The lyrical flute-playing makes for a key central voice here, but Langley’s oddball brand of electronics steals the show for me. His is an odd blend of gentle distortion, keyboard washes and primal bleeps, more closely related to the rough childlike experimentation of the Radiophonic Workshop than the clean digital sheen of contemporary synth music. Pulse plays little role, though cycled snippets of sampled goodness-knows-what (birdsong? tuba samples?) leer in the darkness on ‘Song Of Distant Earth’. Langley’s lazily plucked zither loops sets a similarly eerie tone on ‘The Third Treasure’, and a violin ushers in a sudden emotional crescendo on 'Kostas Skenderis' (named after the eminent Greek physicist based in Southampton).

The duo are thoroughly disciplined in retaining open space across both sides of the tape. It’s a habit of the digital era to fill up the stereo field unnecessarily, or hyperedit every element into significance, while many improvisers can be downright impatient. Not these two. Kyle & Wilbur take their time and seem to constantly pause for thought. Most of the material seems to have come from improvisations, one imagines late at night deep in-country in a tiny ramshackle lodge. The music rambles through nighttime forests under bleak new moons, peering anxiously over its shoulder as it goes.

The tape’s jolly natural artwork and hopeful title are pure deception in my opinion. Sure there’s some peace in the duo’s patience, an element of rural idyll to the textures, and no small amount of meditation to be appreciated amid their clairvoyant interactions - but this music is filled with dread. Baby’s flute isn’t a bird with an olive branch appearing out of the shroud of night, it’s our own foolish naivety as we totter into jaws of doom.

Myako - White Tiger (Nona)

Released by Czech imprint Nona, this EP by Paris-based DJ-producer Myako explores new strands of synthetic tension. It’s an expertly produced mix of body music - such as colourful groovy techno tune ‘Spider Monkey’, featuring the sound of the eponymous primate - and experiments with sketchy rhythms and atmospheric electronic dabs (the fractured distortion of ‘Huyana Potosi’). The breadth of sounds over four tracks is impressive, with Myako even reaching for some glitched foreground notes above majestic shuddering ambience on the closing title track. It’s a minor work in size, but Myako’s ability to craft deeply compelling tracks with minimal elements seems more fleshed out than previous work under the pseudonym. It’s perhaps indicative of her roots DJing techno, but the pulse-pulse release of these tunes is their biggest strength. ‘Spider Monkey’ is pretty much some jungle sounds, a single keyboard note, and some sweet hi-hat and synth rolls - but its path is plotted out just right to stir something up deep in your chest.
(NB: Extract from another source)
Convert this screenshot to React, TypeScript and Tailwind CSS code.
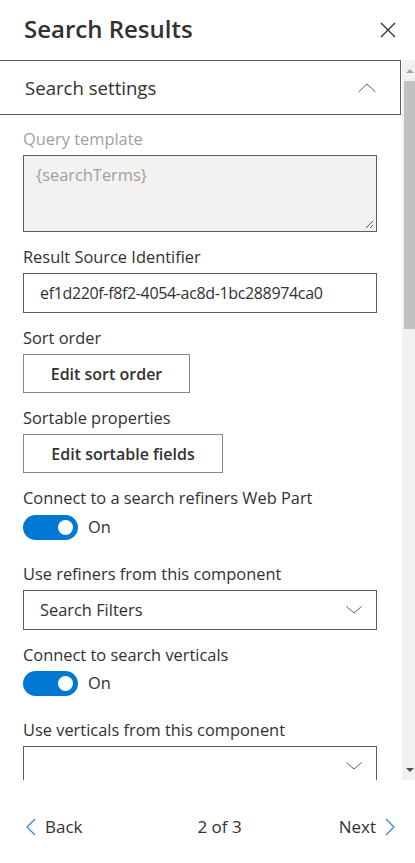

Tom Carter and Eric Arn - Pohyb-zvuk-prostor: Žive v Opave (Sloow Tapes)

Recorded live in Czechia, this meetup between two Yankee guitar wranglers seems blessed. Old comrades Carter and Arn play electrics here, gently plucking and wiggling their axes into lush near-feedback drones, and soft plucks dripping like melting icicles. The first side cycles restfully through some tentative interactions between the two, like sleeping giants waking up together (hungover and perhaps a little surprised). A wave of tremolo flutters rises and crashes from their amps, and the rest of the first side stirs and rises and falls like an uneasy ocean. Neither partner whips out any shredding or strong leading melodic lines, both opting rather to paint in broad textural strokes with the odd dab of rhythm, periodically allowing certain notes to poke their head above the surface.

The second half of the show on side two heads into raga rock territory, then out into rock rock territory. The duo strum and scurry over each other like conversing pandits, breaking into a couple of solos wailing enough to get those heads bobbing. They get more liberal with the pedals towards the end, and morph their guitars into a miniature Rhys Chatham orchestra for a final blast of blissful heavy strumming. Fans of either Arn’s precise and strange solo guitar records, or Tom Carter’s legendary Charalambides outfit should find plenty of joy in here. This is freeform folk music, electrified and shattered by old sparring partners.